What the task requires:
Extract, from the records beneath this instruction, each line that contains the word "React".

Extracted data:
==========

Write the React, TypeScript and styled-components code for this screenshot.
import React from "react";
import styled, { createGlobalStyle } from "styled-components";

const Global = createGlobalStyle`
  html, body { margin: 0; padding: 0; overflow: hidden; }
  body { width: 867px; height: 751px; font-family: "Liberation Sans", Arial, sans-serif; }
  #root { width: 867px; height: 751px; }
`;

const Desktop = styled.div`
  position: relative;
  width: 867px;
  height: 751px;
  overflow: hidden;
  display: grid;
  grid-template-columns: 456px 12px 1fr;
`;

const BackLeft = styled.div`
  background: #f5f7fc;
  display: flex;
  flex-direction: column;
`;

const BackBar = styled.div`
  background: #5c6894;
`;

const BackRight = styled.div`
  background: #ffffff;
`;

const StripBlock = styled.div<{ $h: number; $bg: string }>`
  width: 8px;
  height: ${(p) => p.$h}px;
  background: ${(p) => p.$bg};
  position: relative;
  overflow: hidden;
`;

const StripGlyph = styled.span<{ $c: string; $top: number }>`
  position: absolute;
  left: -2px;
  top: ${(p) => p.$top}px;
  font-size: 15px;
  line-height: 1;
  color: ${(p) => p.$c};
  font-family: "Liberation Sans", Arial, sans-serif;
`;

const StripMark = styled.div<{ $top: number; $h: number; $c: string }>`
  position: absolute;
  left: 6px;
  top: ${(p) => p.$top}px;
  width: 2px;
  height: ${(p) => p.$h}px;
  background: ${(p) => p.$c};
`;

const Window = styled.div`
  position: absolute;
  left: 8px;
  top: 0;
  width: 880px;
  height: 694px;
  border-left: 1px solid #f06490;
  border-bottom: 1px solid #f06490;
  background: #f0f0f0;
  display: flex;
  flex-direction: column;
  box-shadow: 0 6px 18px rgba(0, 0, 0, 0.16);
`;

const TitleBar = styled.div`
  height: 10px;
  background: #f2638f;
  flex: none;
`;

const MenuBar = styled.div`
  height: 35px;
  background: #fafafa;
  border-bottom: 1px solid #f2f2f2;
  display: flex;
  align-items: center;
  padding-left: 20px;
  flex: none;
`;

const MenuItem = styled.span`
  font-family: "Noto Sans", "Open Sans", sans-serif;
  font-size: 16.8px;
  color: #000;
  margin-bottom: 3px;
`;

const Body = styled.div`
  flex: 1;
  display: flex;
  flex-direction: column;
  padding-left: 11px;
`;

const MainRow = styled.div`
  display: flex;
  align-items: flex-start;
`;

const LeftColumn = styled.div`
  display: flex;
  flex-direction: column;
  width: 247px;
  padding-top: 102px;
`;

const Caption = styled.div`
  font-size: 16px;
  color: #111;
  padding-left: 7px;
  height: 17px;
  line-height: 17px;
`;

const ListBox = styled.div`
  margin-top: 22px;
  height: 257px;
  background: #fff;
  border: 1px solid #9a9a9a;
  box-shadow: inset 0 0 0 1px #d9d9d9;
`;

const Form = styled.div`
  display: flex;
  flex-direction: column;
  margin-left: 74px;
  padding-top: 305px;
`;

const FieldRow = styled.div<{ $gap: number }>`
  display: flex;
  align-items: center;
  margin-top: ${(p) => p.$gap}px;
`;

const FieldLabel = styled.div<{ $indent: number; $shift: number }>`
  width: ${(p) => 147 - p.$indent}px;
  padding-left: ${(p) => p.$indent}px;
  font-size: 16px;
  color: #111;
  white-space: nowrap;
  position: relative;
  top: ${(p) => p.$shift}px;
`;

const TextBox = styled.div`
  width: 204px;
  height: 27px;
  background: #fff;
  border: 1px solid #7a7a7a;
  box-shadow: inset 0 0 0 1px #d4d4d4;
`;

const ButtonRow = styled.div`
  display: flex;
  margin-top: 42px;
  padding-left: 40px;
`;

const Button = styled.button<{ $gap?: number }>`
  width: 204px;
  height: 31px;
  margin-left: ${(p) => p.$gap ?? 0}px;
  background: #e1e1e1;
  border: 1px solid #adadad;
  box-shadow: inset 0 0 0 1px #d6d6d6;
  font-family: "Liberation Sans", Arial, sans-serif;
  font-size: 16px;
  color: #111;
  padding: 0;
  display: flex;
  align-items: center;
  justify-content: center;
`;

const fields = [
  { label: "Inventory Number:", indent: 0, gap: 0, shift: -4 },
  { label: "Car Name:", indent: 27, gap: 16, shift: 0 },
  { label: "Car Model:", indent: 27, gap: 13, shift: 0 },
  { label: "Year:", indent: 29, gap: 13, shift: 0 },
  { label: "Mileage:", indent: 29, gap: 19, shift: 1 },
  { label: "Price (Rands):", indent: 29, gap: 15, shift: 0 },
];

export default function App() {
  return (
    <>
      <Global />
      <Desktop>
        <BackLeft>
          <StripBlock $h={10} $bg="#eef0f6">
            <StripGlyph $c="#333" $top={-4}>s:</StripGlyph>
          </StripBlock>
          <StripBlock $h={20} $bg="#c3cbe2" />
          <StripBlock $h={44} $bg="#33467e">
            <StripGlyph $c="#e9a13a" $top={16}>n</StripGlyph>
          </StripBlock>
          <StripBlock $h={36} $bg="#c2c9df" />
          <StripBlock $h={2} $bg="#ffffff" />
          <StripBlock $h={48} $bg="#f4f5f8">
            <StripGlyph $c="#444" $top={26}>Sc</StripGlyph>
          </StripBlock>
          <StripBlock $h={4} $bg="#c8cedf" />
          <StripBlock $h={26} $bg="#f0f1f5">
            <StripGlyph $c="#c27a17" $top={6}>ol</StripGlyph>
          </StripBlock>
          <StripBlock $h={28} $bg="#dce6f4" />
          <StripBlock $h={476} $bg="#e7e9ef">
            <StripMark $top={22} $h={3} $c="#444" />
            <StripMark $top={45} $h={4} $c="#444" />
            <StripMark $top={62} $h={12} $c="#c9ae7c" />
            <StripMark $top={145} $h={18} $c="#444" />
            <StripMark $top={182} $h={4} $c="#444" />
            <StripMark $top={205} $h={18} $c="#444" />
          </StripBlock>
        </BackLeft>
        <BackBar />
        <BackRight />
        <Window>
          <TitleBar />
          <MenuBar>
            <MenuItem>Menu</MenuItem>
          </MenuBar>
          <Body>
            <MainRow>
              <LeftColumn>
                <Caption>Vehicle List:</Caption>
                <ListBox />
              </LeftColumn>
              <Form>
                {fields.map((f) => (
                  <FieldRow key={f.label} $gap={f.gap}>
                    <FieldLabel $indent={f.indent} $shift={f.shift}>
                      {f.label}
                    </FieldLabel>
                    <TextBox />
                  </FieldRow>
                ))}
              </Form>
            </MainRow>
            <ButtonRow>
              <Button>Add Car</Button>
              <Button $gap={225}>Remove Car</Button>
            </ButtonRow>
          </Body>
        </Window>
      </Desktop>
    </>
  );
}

==========

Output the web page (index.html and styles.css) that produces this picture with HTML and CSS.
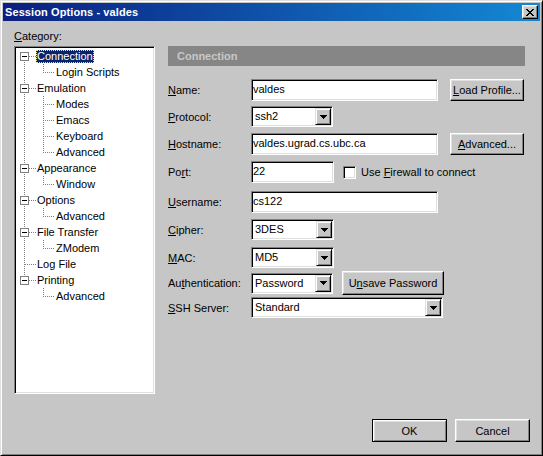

==========

Answer to the task:
Write the React, TypeScript and styled-components code for this screenshot.
import React from "react";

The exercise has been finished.